## Dataset extract

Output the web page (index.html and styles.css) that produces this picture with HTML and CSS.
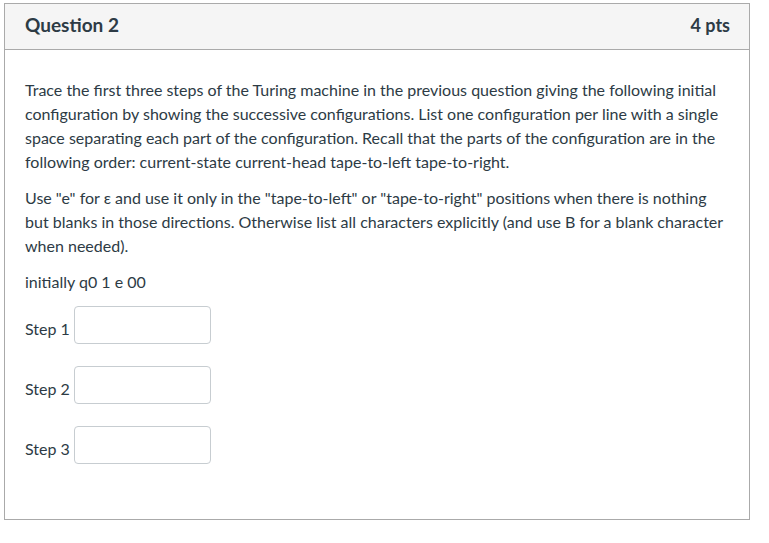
FILE: index.html
```html
<!DOCTYPE html>
<html>
<head>
<meta charset="utf-8">
<link rel="stylesheet" href="styles.css">
</head>
<body>
<div class="card">
  <div class="card-header">
    <span class="title">Question 2</span>
    <span class="pts">4 pts</span>
  </div>
  <div class="card-body">
    <p>Trace the first three steps of the Turing machine in the previous question giving the following initial configuration by showing the successive configurations. List one configuration per line with a single space separating each part of the configuration. Recall that the parts of the configuration are in the following order: current-state current-head tape-to-left tape-to-right.</p>
    <p>Use "e" for ε and use it only in the "tape-to-left" or "tape-to-right" positions when there is nothing but blanks in those directions. Otherwise list all characters explicitly (and use B for a blank character when needed).</p>
    <p class="initial">initially q0 1 e 00</p>
    <div class="step"><span class="label">Step 1</span><input class="answer" type="text"></div>
    <div class="step"><span class="label">Step 2</span><input class="answer" type="text"></div>
    <div class="step"><span class="label">Step 3</span><input class="answer" type="text"></div>
  </div>
</div>
</body>
</html>
```
FILE: styles.css
```css
html, body {
  margin: 0;
  padding: 0;
  background: #fff;
}
body {
  font-family: Lato, "Open Sans", sans-serif;
  color: #2d3b45;
  padding: 3px 0 0 4px;
}
.card {
  border: 1px solid #aaaaaa;
  box-sizing: border-box;
  width: 746px;
  height: 517px;
}
.card-header {
  background: #f5f5f5;
  border-bottom: 1px solid #aaaaaa;
  box-sizing: content-box;
  display: flex;
  align-items: center;
  justify-content: space-between;
  padding: 0 19px 4px 20px;
  height: 41px;
}
.title {
  font-weight: 700;
  font-size: 19px;
}
.pts {
  font-weight: 700;
  font-size: 18px;
}
.card-body {
  padding: 16px 20px 0 20px;
  font-size: 16px;
  line-height: 24px;
}
.card-body p {
  margin: 12px 0 12px;
}
.step {
  display: flex;
  align-items: center;
  gap: 4px;
  margin-top: 0;
  margin-bottom: 22px;
}
.label {
  padding-top: 8px;
}
.answer {
  width: 137px;
  height: 38px;
  box-sizing: border-box;
  border: 1px solid #c7cdd1;
  border-radius: 4px;
  background: #fff;
  margin: 0;
  padding: 0 6px;
}
```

## Problem statement
Repeat the material above in full and exactly, apart from the pictures.

## Output of the task
Output the web page (index.html and styles.css) that produces this picture with HTML and CSS.
FILE: index.html
```html
<!DOCTYPE html>
<html>
<head>
<meta charset="utf-8">
<link rel="stylesheet" href="styles.css">
</head>
<body>
<div class="card">
  <div class="card-header">
    <span class="title">Question 2</span>
    <span class="pts">4 pts</span>
  </div>
  <div class="card-body">
    <p>Trace the first three steps of the Turing machine in the previous question giving the following initial configuration by showing the successive configurations. List one configuration per line with a single space separating each part of the configuration. Recall that the parts of the configuration are in the following order: current-state current-head tape-to-left tape-to-right.</p>
    <p>Use "e" for ε and use it only in the "tape-to-left" or "tape-to-right" positions when there is nothing but blanks in those directions. Otherwise list all characters explicitly (and use B for a blank character when needed).</p>
    <p class="initial">initially q0 1 e 00</p>
    <div class="step"><span class="label">Step 1</span><input class="answer" type="text"></div>
    <div class="step"><span class="label">Step 2</span><input class="answer" type="text"></div>
    <div class="step"><span class="label">Step 3</span><input class="answer" type="text"></div>
  </div>
</div>
</body>
</html>
```
FILE: styles.css
```css
html, body {
  margin: 0;
  padding: 0;
  background: #fff;
}
body {
  font-family: Lato, "Open Sans", sans-serif;
  color: #2d3b45;
  padding: 3px 0 0 4px;
}
.card {
  border: 1px solid #aaaaaa;
  box-sizing: border-box;
  width: 746px;
  height: 517px;
}
.card-header {
  background: #f5f5f5;
  border-bottom: 1px solid #aaaaaa;
  box-sizing: content-box;
  display: flex;
  align-items: center;
  justify-content: space-between;
  padding: 0 19px 4px 20px;
  height: 41px;
}
.title {
  font-weight: 700;
  font-size: 19px;
}
.pts {
  font-weight: 700;
  font-size: 18px;
}
.card-body {
  padding: 16px 20px 0 20px;
  font-size: 16px;
  line-height: 24px;
}
.card-body p {
  margin: 12px 0 12px;
}
.step {
  display: flex;
  align-items: center;
  gap: 4px;
  margin-top: 0;
  margin-bottom: 22px;
}
.label {
  padding-top: 8px;
}
.answer {
  width: 137px;
  height: 38px;
  box-sizing: border-box;
  border: 1px solid #c7cdd1;
  border-radius: 4px;
  background: #fff;
  margin: 0;
  padding: 0 6px;
}
```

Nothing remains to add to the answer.